With Umasi, I’m traveling a backroad that comments on the fever surrounding the current environmental crisis. That’s the premise for Umasi. But it’s also a ready platform for other forms of commentary, with subtle references to art history, contemporary culture, and even the politics of war.

Umasi doesn’t try to distinguish itself as being green in spite of the myriad costs to the planet of being green. And it doesn’t wear “green” as a self-aggrandizing badge of honor. Instead, Umasi honors the inspired work of artists who work with found materials, of landscapers who control erosion with used tires, of architects who reimagine old buildings into new spaces.

Every piece in your collection is crafted by hand. What is your design and build process.

Dream. Make.

What’s the most rewarding project you have designed?

The most rewarding project? That’s hard to say. Every project is different, and each project has its own rewards.

Many of my most memorable projects are those that involve the design and build for an entire space. An advertising agency. A retail store. A loft space. These projects are especially rewarding because they give me an opportunity to fully develop an idea using certain materials and textures and colors and forms.

But probably the most rewarding project to date is my journey with Umasi.

Yes, The Umasi Collection is a shotgun marriage of materials. But, for me, it’s also a journey without boundaries. It is craft crashing art’s party.

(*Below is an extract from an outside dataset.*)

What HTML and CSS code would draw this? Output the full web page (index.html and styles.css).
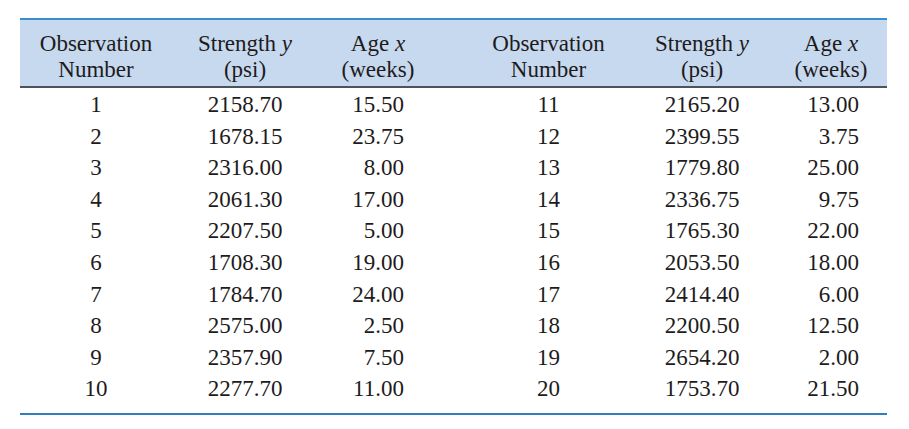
FILE: index.html
```html
<!DOCTYPE html>
<html lang="en">
<head>
<meta charset="utf-8">
<title>Observations</title>
<link rel="stylesheet" href="styles.css">
</head>
<body>
<table class="data">
  <colgroup>
    <col class="c-obs">
    <col class="c-str">
    <col class="c-age">
    <col class="c-obs2">
    <col class="c-str2">
    <col class="c-age2">
  </colgroup>
  <thead>
    <tr>
      <th class="obs">Observation<br>Number</th>
      <th class="str">Strength <i>y</i><br>(psi)</th>
      <th class="age">Age <i>x</i><br>(weeks)</th>
      <th class="obs2">Observation<br>Number</th>
      <th class="str">Strength <i>y</i><br>(psi)</th>
      <th class="age">Age <i>x</i><br>(weeks)</th>
    </tr>
  </thead>
  <tbody>
    <tr><td class="obs">1</td><td class="str">2158.70</td><td class="age">15.50</td><td class="obs2">11</td><td class="str">2165.20</td><td class="age2">13.00</td></tr>
    <tr><td class="obs">2</td><td class="str">1678.15</td><td class="age">23.75</td><td class="obs2">12</td><td class="str">2399.55</td><td class="age2">3.75</td></tr>
    <tr><td class="obs">3</td><td class="str">2316.00</td><td class="age">8.00</td><td class="obs2">13</td><td class="str">1779.80</td><td class="age2">25.00</td></tr>
    <tr><td class="obs">4</td><td class="str">2061.30</td><td class="age">17.00</td><td class="obs2">14</td><td class="str">2336.75</td><td class="age2">9.75</td></tr>
    <tr><td class="obs">5</td><td class="str">2207.50</td><td class="age">5.00</td><td class="obs2">15</td><td class="str">1765.30</td><td class="age2">22.00</td></tr>
    <tr><td class="obs">6</td><td class="str">1708.30</td><td class="age">19.00</td><td class="obs2">16</td><td class="str">2053.50</td><td class="age2">18.00</td></tr>
    <tr><td class="obs">7</td><td class="str">1784.70</td><td class="age">24.00</td><td class="obs2">17</td><td class="str">2414.40</td><td class="age2">6.00</td></tr>
    <tr><td class="obs">8</td><td class="str">2575.00</td><td class="age">2.50</td><td class="obs2">18</td><td class="str">2200.50</td><td class="age2">12.50</td></tr>
    <tr><td class="obs">9</td><td class="str">2357.90</td><td class="age">7.50</td><td class="obs2">19</td><td class="str">2654.20</td><td class="age2">2.00</td></tr>
    <tr class="last"><td class="obs">10</td><td class="str">2277.70</td><td class="age">11.00</td><td class="obs2">20</td><td class="str">1753.70</td><td class="age2">21.50</td></tr>
  </tbody>
</table>
</body>
</html>
```

FILE: styles.css
```css
html, body {
  margin: 0;
  padding: 0;
  background: #ffffff;
}

body {
  padding: 18px 0 0 20px;
  font-family: "Liberation Serif", "Times New Roman", serif;
  font-size: 23px;
  color: #1e1b1c;
}

.data {
  border-collapse: collapse;
  table-layout: fixed;
  width: 867px;
  border-top: 2px solid #3a8dd0;
  border-bottom: 2px solid #2f7fbd;
}

.c-obs { width: 152px; }
.c-str { width: 146px; }
.c-age { width: 120px; }
.c-obs2 { width: 191px; }
.c-str2 { width: 146px; }
.c-age2 { width: 112px; }

.data th,
.data td {
  padding: 0;
  font-weight: normal;
  white-space: nowrap;
}

.data thead th {
  background: #c7d9ee;
  line-height: 26px;
  padding-top: 11px;
  padding-bottom: 3px;
  text-align: center;
  border-bottom: 2px solid #4d535b;
}

.data thead th.obs2 {
  padding-left: 30px;
}

.data i {
  font-style: italic;
}

.data tbody td {
  line-height: 31.6px;
}

.data tbody tr:first-child td {
  padding-top: 1px;
}

.data tbody tr.last td {
  padding-bottom: 8px;
}

.data td.obs,
.data td.str {
  text-align: center;
}

.data td.obs2 {
  text-align: center;
  padding-left: 30px;
}

.data td.age {
  text-align: right;
  padding-right: 34px;
}

.data td.age2 {
  text-align: right;
  padding-right: 28px;
}
```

It’s spontaneous design that serves up more questions than answers. And, finally, it’s something of a social experiment, since I’m essentially poking at this idea to see what’ll squish out.

Is there any advice you’d give to those trying to break into the furniture industry?

Dream. It doesn’t cost you anything, and it can take you everywhere.

For instance, I dream of a smaller house. I dream of a world filled with tolerance and sensitivity. I dream of light and line. I dream of music out of every open window. I dream of perfect visual composition. I dream of naps in the afternoon.

I dream a boulevard of dreams.

Whatever your path, stay curious, question everything, and remember to dream. That’s my best advice.